オレンジフェリーは万博アクセスに力を入れたことで、CMを打ってもなかなか得られない「新規客層の掘り起こし」に成功したようだ。万博閉幕後も、夜行バスがない東予~大阪間で「出張にも、観光にも、意外と便利!」と気づかれて利用されるか。チャンスを掴んだ今後のオレンジフェリーに注目だ。
香川県発「ジャンボフェリー」降りずに船内で1泊過ごすふね泊が好評
香川県・高松東港~神戸・三宮港を結ぶ「ジャンボフェリー」も、0泊2日の「弾丸フェリー」利用者がかなり多かったようだ。
お話を伺ったところ、もともと利用者が増加していたところに、8月ごろからさらに増加。9月は深夜1時00分・高松東港発の便の利用が増加しており、そのまま鉄道で三宮~夢洲間を移動、東ゲートに朝から並んだ方が多かったようだ。担当者いわく「すべての方が万博に行くかどうかは調査しようがないが、ミャクミャクの紙袋を持った利用者をかなり見かけた」とのこと。

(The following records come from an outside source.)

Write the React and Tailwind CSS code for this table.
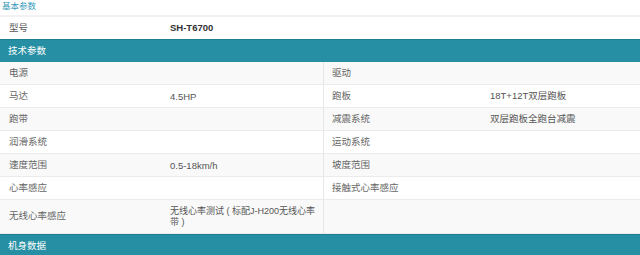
const specs = [
    ["电源", "", "驱动", ""],
    ["马达", "4.5HP", "跑板", "18T+12T双层跑板"],
    ["跑带", "", "减震系统", "双层跑板全跑台减震"],
    ["润滑系统", "", "运动系统", ""],
    ["速度范围", "0.5-18km/h", "坡度范围", ""],
    ["心率感应", "", "接触式心率感应", ""],
    ["无线心率感应", "无线心率测试 ( 标配J-H200无线心率带 )", "", ""],
];

function SectionHeader({ title }) {
    return (
        <div className="h-[23px] bg-[#268fa3] border-t border-[#1f7d90] flex items-center pl-[8px] text-[9.5px] text-white">
            {title}
        </div>
    );
}

function SpecRow({ row, index }) {
    const [label1, value1, label2, value2] = row;
    const tall = index === specs.length - 1;
    const bg = index % 2 === 0 ? "bg-[#f9f9f9]" : "bg-white";
    return (
        <div className={`flex border-b border-[#ebebeb] ${bg} ${tall ? "h-[34px]" : "h-[23px]"}`}>
            <div className="w-[160px] flex items-center pl-[9px] text-[#666]">{label1}</div>
            <div className={`w-[163px] flex items-center pl-[10px] pr-[4px] text-[#555] leading-[11px] ${tall ? "text-[9px]" : ""}`}>{value1}</div>
            <div className="w-[167px] flex items-center pl-[8px] text-[#666] border-l border-[#e6e6e6]">{label2}</div>
            <div className="flex-1 flex items-center text-[#555]">{value2}</div>
        </div>
    );
}

export default function App() {
    return (
        <div className="w-[640px] h-[255px] overflow-hidden bg-white text-[9.5px] font-['Liberation_Sans','Noto_Sans_CJK_SC',sans-serif]">
            <div className="h-[15px] pl-[2px] text-[8.5px] leading-[13px] text-[#3599b8]">基本参数</div>
            <div className="h-[24px] border-t-2 border-[#f2f2f2] flex bg-white">
                <div className="w-[160px] flex items-center pl-[9px] text-[#555]">型号</div>
                <div className="flex items-center pl-[10px] font-bold text-[#333]">SH-T6700</div>
            </div>
            <SectionHeader title="技术参数" />
            {specs.map((row, i) => (
                <SpecRow key={row[0]} row={row} index={i} />
            ))}
            <SectionHeader title="机身数据" />
        </div>
    );
}
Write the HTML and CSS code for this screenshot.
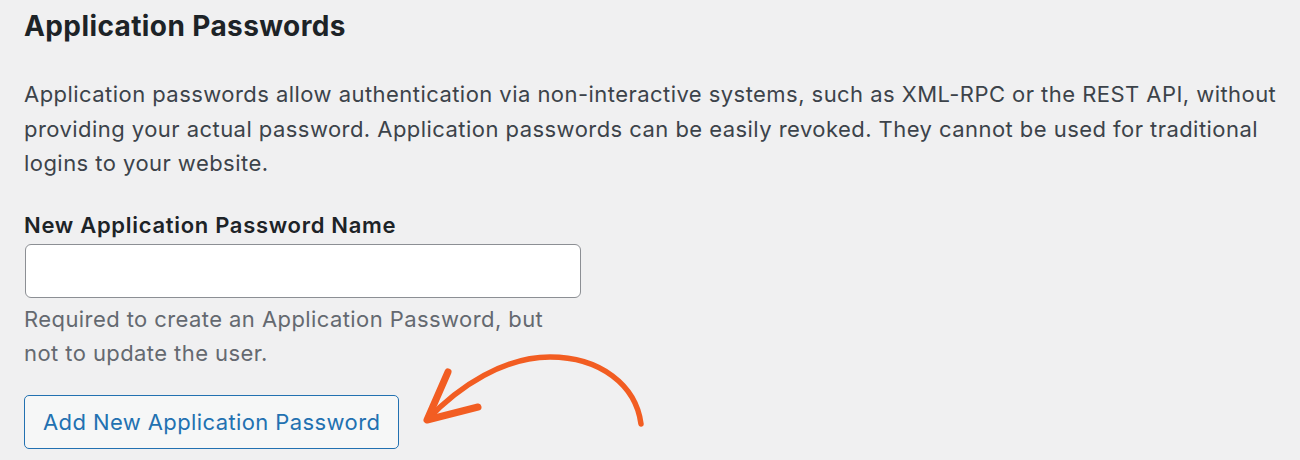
FILE: index.html
```html
<!DOCTYPE html>
<html>
<head>
  <meta charset="utf-8">
  <title>Application Passwords</title>
  <link rel="stylesheet" href="styles.css">
</head>
<body>
  <div class="section">
    <h2 class="title">Application Passwords</h2>
    <p class="intro">Application passwords allow authentication via non-interactive systems, such as XML-RPC or the REST API, without providing your actual password. Application passwords can be easily revoked. They cannot be used for traditional logins to your website.</p>

    <div class="field">
      <label class="field-label" for="new-app-pass-name">New Application Password Name</label>
      <input class="field-input" type="text" id="new-app-pass-name" name="new-app-pass-name">
      <p class="field-help">Required to create an Application Password, but not to update the user.</p>
    </div>

    <button class="btn" type="button">Add New Application Password</button>

    <!-- hand drawn pointer -->
    <svg class="pointer" width="240" height="100" viewBox="410 340 240 100" fill="none" stroke="#f25d22" stroke-linecap="round" stroke-linejoin="round">
      <path d="M641 424 C 636 385, 600 357, 550 357 C 505 357, 460 385, 427 420" stroke-width="5.5"/>
      <path d="M448 372 L427 420 L478 407" stroke-width="7"/>
    </svg>
  </div>
</body>
</html>
```

FILE: styles.css
```css
body {
  margin: 0;
  background: #f0f0f1;
  font-family: Inter, "Noto Sans", sans-serif;
  color: #3c434a;
}

.section {
  position: relative;
  padding: 8px 8px 0 24px;
  height: 452px;
}

.title {
  margin: 0;
  font-size: 28px;
  line-height: 36px;
  font-weight: 700;
  letter-spacing: 0.4px;
  color: #1d2327;
}

.intro {
  margin: 33px 0 0;
  max-width: 1262px;
  font-size: 22px;
  line-height: 34.5px;
  letter-spacing: 0.45px;
}

.field {
  margin-top: 29px;
}

.field-label {
  display: block;
  font-size: 22px;
  line-height: 30px;
  font-weight: 600;
  letter-spacing: 0.7px;
  color: #1d2327;
}

.field-input {
  display: block;
  box-sizing: border-box;
  width: 556px;
  height: 54px;
  margin: 4px 0 0 1px;
  border: 1px solid #8c8f94;
  border-radius: 6px;
  background: #fff;
}

.field-help {
  margin: 4px 0 0;
  max-width: 556px;
  font-size: 22px;
  line-height: 34.5px;
  letter-spacing: 0.42px;
  color: #646970;
}

.btn {
  display: block;
  margin-top: 24px;
  height: 54px;
  padding: 0 18px;
  border: 1px solid #2271b1;
  border-radius: 5px;
  background: #f6f7f7;
  color: #2271b1;
  font-family: Inter, "Noto Sans", sans-serif;
  font-size: 22px;
  letter-spacing: 0.4px;
}

.pointer {
  position: absolute;
  left: 410px;
  top: 340px;
}
```
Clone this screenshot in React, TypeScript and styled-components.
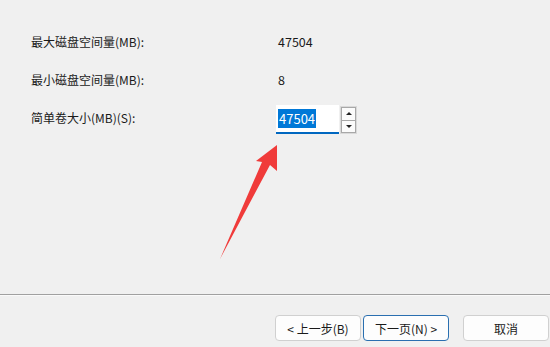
import React from "react";
import styled, { createGlobalStyle } from "styled-components";

const Global = createGlobalStyle`
  html, body { margin: 0; padding: 0; background: #f0f0f0; }
  body { font-family: "Noto Sans CJK SC", "Noto Sans", sans-serif; font-size: 12px; color: #1a1a1a; }
`;

const Page = styled.div`
  position: relative;
  width: 550px;
  height: 347px;
  display: flex;
  flex-direction: column;
  background: #f0f0f0;
  overflow: hidden;
`;

const Content = styled.div`
  flex: 1;
  padding: 23px 0 0 31px;
  display: flex;
  flex-direction: column;
`;

const Row = styled.div`
  display: grid;
  grid-template-columns: 245px auto;
  align-items: center;
  height: 38px;
`;

const Label = styled.div`
  line-height: 20px;
`;

const Value = styled.div`
  padding-left: 2px;
  line-height: 20px;
  font-size: 12.5px;
`;

const Spin = styled.div`
  display: flex;
  width: 81px;
  height: 29px;
  margin-top: 3px;
`;

const SpinInput = styled.div`
  flex: 1;
  background: #ffffff;
  border-bottom: 2px solid #0067c0;
  display: flex;
  align-items: center;
  padding-left: 2px;
`;

const Selected = styled.span`
  background: #0078d7;
  color: #ffffff;
  line-height: 19px;
  font-size: 13px;
  padding: 0 1px;
`;

const SpinButtons = styled.div`
  width: 15px;
  display: flex;
  flex-direction: column;
  border: 1px solid #d9d9d9;
  background: #f7f7f7;
  margin: 1px 0 0 1px;
`;

const SpinBtn = styled.div<{ $down?: boolean }>`
  flex: 1;
  display: flex;
  align-items: center;
  justify-content: center;
  background: #fbfbfb;
  border: 1px solid #a8a8a8;
  ${(p) => (p.$down ? "border-top: none;" : "")}
`;

const Tri = styled.span<{ $down?: boolean }>`
  width: 0;
  height: 0;
  border-left: 3px solid transparent;
  border-right: 3px solid transparent;
  ${(p) =>
    p.$down ? "border-top: 3px solid #222;" : "border-bottom: 3px solid #222;"}
`;

const Separator = styled.div`
  height: 1px;
  background: #a0a0a0;
  border-bottom: 1px solid #fafafa;
`;

const Footer = styled.div`
  display: flex;
  justify-content: flex-end;
  align-items: flex-start;
  padding: 19px 1px 0 0;
  height: 32px;
`;

const Button = styled.button<{ $primary?: boolean; $gap?: number }>`
  width: 86px;
  height: 26px;
  margin-left: ${(p) => p.$gap ?? 2}px;
  border-radius: 4px;
  border: 1px solid ${(p) => (p.$primary ? "#2a6fb0" : "#d0d0d0")};
  background: #fdfdfd;
  font-family: "Noto Sans CJK SC", "Noto Sans", sans-serif;
  font-size: 12px;
  color: #1a1a1a;
  padding: 0;
`;

const Overlay = styled.svg`
  position: absolute;
  left: 0;
  top: 0;
  pointer-events: none;
`;

export default function App() {
  return (
    <>
      <Global />
      <Page>
        <Content>
          <Row>
            <Label>最大磁盘空间量(MB):</Label>
            <Value>47504</Value>
          </Row>
          <Row>
            <Label>最小磁盘空间量(MB):</Label>
            <Value>8</Value>
          </Row>
          <Row>
            <Label>简单卷大小(MB)(S):</Label>
            <Spin>
              <SpinInput>
                <Selected>47504</Selected>
              </SpinInput>
              <SpinButtons>
                <SpinBtn>
                  <Tri />
                </SpinBtn>
                <SpinBtn $down>
                  <Tri $down />
                </SpinBtn>
              </SpinButtons>
            </Spin>
          </Row>
        </Content>
        <Separator />
        <Footer>
          <Button $gap={0}>&lt; 上一步(B)</Button>
          <Button $primary>下一页(N) &gt;</Button>
          <Button $gap={14}>取消</Button>
        </Footer>
        <Overlay width="550" height="347" viewBox="0 0 550 347">
          <polygon
            points="277,145 277,171 270,165 220,259 262,162 256,161"
            fill="#f03b3a"
          />
        </Overlay>
      </Page>
    </>
  );
}
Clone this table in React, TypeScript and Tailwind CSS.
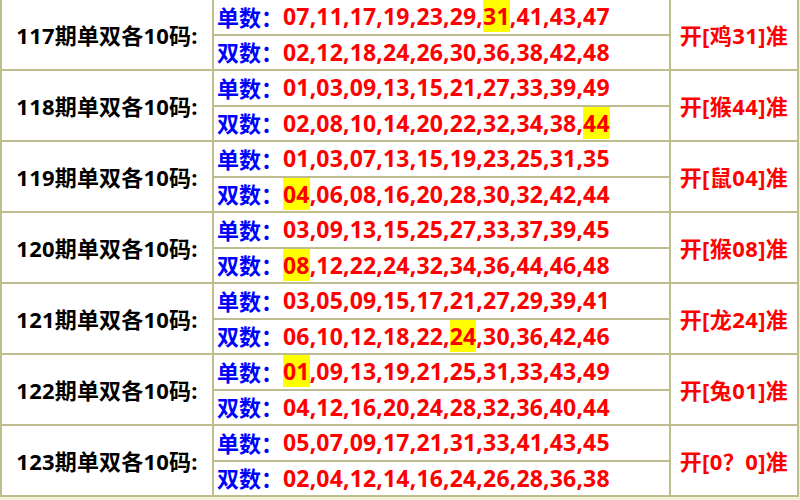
const rows = [
  { qi: '117', dan: '07,11,17,19,23,29,31,41,43,47', shuang: '02,12,18,24,26,30,36,38,42,48', hit: '31', res: '开[鸡31]准' },
  { qi: '118', dan: '01,03,09,13,15,21,27,33,39,49', shuang: '02,08,10,14,20,22,32,34,38,44', hit: '44', res: '开[猴44]准' },
  { qi: '119', dan: '01,03,07,13,15,19,23,25,31,35', shuang: '04,06,08,16,20,28,30,32,42,44', hit: '04', res: '开[鼠04]准' },
  { qi: '120', dan: '03,09,13,15,25,27,33,37,39,45', shuang: '08,12,22,24,32,34,36,44,46,48', hit: '08', res: '开[猴08]准' },
  { qi: '121', dan: '03,05,09,15,17,21,27,29,39,41', shuang: '06,10,12,18,22,24,30,36,42,46', hit: '24', res: '开[龙24]准' },
  { qi: '122', dan: '01,09,13,19,21,25,31,33,43,49', shuang: '04,12,16,20,24,28,32,36,40,44', hit: '01', res: '开[兔01]准' },
  { qi: '123', dan: '05,07,09,17,21,31,33,41,43,45', shuang: '02,04,12,14,16,24,26,28,36,38', hit: '', res: '开[0？0]准' },
];

const Nums = ({ list, hit }: { list: string; hit: string }) => {
  const items = list.split(',');
  return (
    <span className="text-[23px] tracking-[0.15px] text-[#ff0000]">
      {items.map((n, i) => (
        <span key={i}>
          {n === hit ? <span className="bg-[#ffff00]">{n}</span> : n}
          {i < items.length - 1 ? ',' : ''}
        </span>
      ))}
    </span>
  );
};

const App = () => (
  <div
    className="min-h-[500px] w-[800px] bg-[#f3f1d8] font-bold text-[22px] leading-none"
    style={{ fontFamily: '"Noto Sans", "Noto Sans CJK SC", sans-serif' }}
  >
    <div className="flex w-[799px] flex-col gap-[2px] bg-[#bdbd8f] px-[2px] pb-[2px]">
      {rows.map(r => (
        <div className="flex h-[69px] gap-[2px]" key={r.qi}>
          <div className="flex w-[210px] items-center justify-center bg-white tracking-[0.2px] text-black">
            {r.qi}期单双各10码:
          </div>
          <div className="flex w-[455px] flex-col gap-[2px]">
            <div className="flex flex-1 items-center bg-white pl-[3px]">
              <span className="text-[#0000ff]">单数：</span>
              <Nums list={r.dan} hit={r.hit} />
            </div>
            <div className="flex flex-1 items-center bg-white pl-[3px]">
              <span className="text-[#0000ff]">双数：</span>
              <Nums list={r.shuang} hit={r.hit} />
            </div>
          </div>
          <div className="flex flex-1 items-center justify-center bg-white tracking-[0.4px] text-[#ff0000]">
            {r.res}
          </div>
        </div>
      ))}
    </div>
  </div>
);

export default App;
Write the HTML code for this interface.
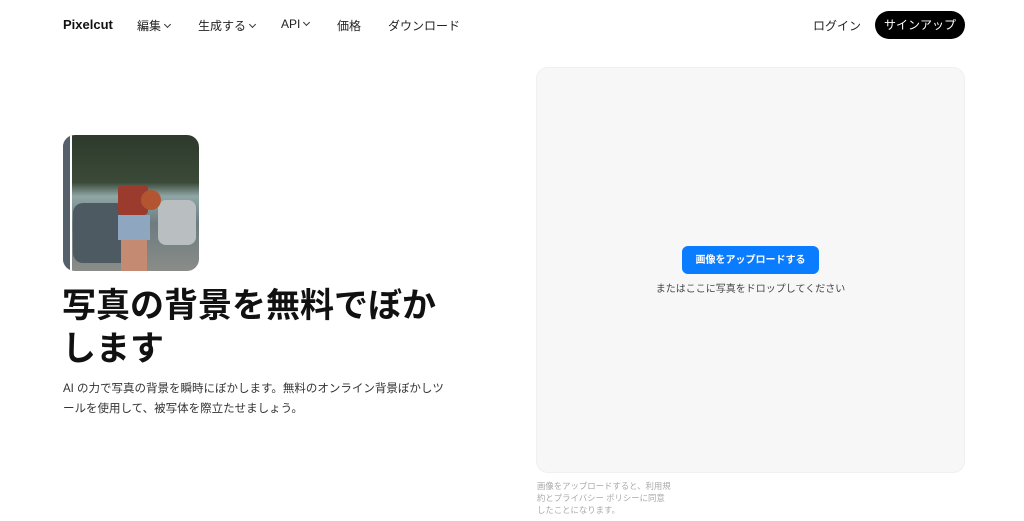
<!DOCTYPE html>
<html><head><meta charset="utf-8"><style>
*{margin:0;padding:0;box-sizing:border-box}
body{width:1024px;height:521px;background:#fff;font-family:"Liberation Sans","Noto Sans CJK JP",sans-serif;color:#111;position:relative;overflow:hidden}
.a{position:absolute;white-space:nowrap}
.nav{font-size:12px;top:17px;color:#222}
.ch{display:inline-block;width:5px;height:5px;border-right:1.3px solid #333;border-bottom:1.3px solid #333;transform:rotate(45deg);margin-left:4px;position:relative;top:-3px}
</style></head><body>
<div class="a" style="left:63px;top:17px;font-size:13px;font-weight:bold">Pixelcut</div>
<div class="a nav" style="left:137px">編集<span class="ch"></span></div>
<div class="a nav" style="left:198px">生成する<span class="ch"></span></div>
<div class="a nav" style="left:281px">API<span class="ch"></span></div>
<div class="a nav" style="left:337px">価格</div>
<div class="a nav" style="left:388px">ダウンロード</div>
<div class="a nav" style="left:813px">ログイン</div>
<div class="a" style="left:875px;top:11px;width:90px;height:28px;border-radius:14px;background:#000;color:#fff;font-size:12px;text-align:center;line-height:28px">サインアップ</div>

<div class="a" style="left:63px;top:135px;width:136px;height:136px;border-radius:12px;overflow:hidden;background:linear-gradient(180deg,#2d3a2c 0%,#3b4a38 35%,#8fa6a6 45%,#6d7c80 65%,#8a8c88 100%)">
  <div style="position:absolute;left:0;top:0;width:7px;height:136px;background:#55606a"></div>
  <div style="position:absolute;left:7px;top:0;width:2px;height:136px;background:#fff"></div>
  <div style="position:absolute;left:10px;top:68px;width:70px;height:60px;border-radius:10px;background:#4d5a62"></div>
  <div style="position:absolute;left:95px;top:65px;width:38px;height:45px;border-radius:8px;background:#b9bec0"></div>
  <div style="position:absolute;left:55px;top:50px;width:30px;height:30px;background:#9a3b2e;border-radius:4px"></div>
  <div style="position:absolute;left:55px;top:80px;width:32px;height:25px;background:#8fa6c0"></div>
  <div style="position:absolute;left:78px;top:55px;width:20px;height:20px;border-radius:50%;background:#b25530"></div>
  <div style="position:absolute;left:58px;top:105px;width:26px;height:31px;background:#c48a72"></div>
</div>

<div class="a" style="left:62px;top:285px;font-size:34px;font-weight:bold;line-height:43px;white-space:normal;width:420px">写真の背景を無料でぼか<br>します</div>
<div class="a" style="left:63px;top:379px;font-size:11.5px;line-height:20px;color:#333">AI の力で写真の背景を瞬時にぼかします。無料のオンライン背景ぼかしツ<br>ールを使用して、被写体を際立たせましょう。</div>

<div class="a" style="left:536px;top:67px;width:429px;height:406px;border-radius:12px;background:#f7f7f8;border:1px solid #f0f0f1"></div>
<div class="a" style="left:682px;top:246px;width:137px;height:28px;border-radius:6px;background:#0a7cff;color:#fff;font-size:10px;font-weight:bold;text-align:center;line-height:28px"><span style="position:relative;top:1px">画像をアップロードする</span></div>
<div class="a" style="left:536px;width:429px;text-align:center;top:280px;font-size:10px;color:#444">またはここに写真をドロップしてください</div>
<div class="a" style="left:537px;top:480px;font-size:8.4px;line-height:12px;color:#aaa">画像をアップロードすると、利用規<br>約とプライバシー ポリシーに同意<br>したことになります。</div>
</body></html>
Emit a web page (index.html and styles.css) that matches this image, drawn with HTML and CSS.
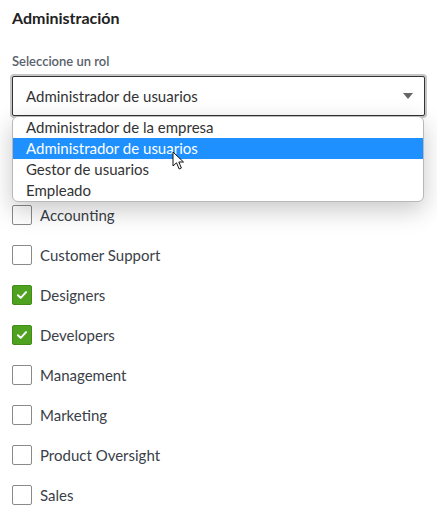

ジャンボフェリーとしては、三宮~夢洲間が1時間近くかかることもあってツアープランを設定しなかったものの、関連会社の高速バス「フットバス」の万博セット券は好評だったという。
そして、三宮港を夕方に出港した船に乗り、高松東港で下船せずに折り返すという「ふね泊」も好調だった。
ふね泊は19時ごろに船に乗り、朝7時には下船するため、実質的に「ホテル1泊」と変わらない。にもかかわらずロフトプラン4999円、ファミリー個室7999円と、万博によって高騰しきったホテル宿泊代と比べても、そうとうにお手頃だ(別途サーチャージや週末料金あり)。ジャンボフェリーによると、「4~5月に比べて、7~8月はふね泊を利用されるお客さまが増加した」という。
なお、万博期間中以外もふね泊は好調のようで、土地不足で確保が困難な「三宮のホテル」代わりとして利用されているようだ。現在は三宮から1.5往復で高松東港に到着する「ふね泊1.5」も設定しており、今後どれだけサービスを拡充できるかに注目したい。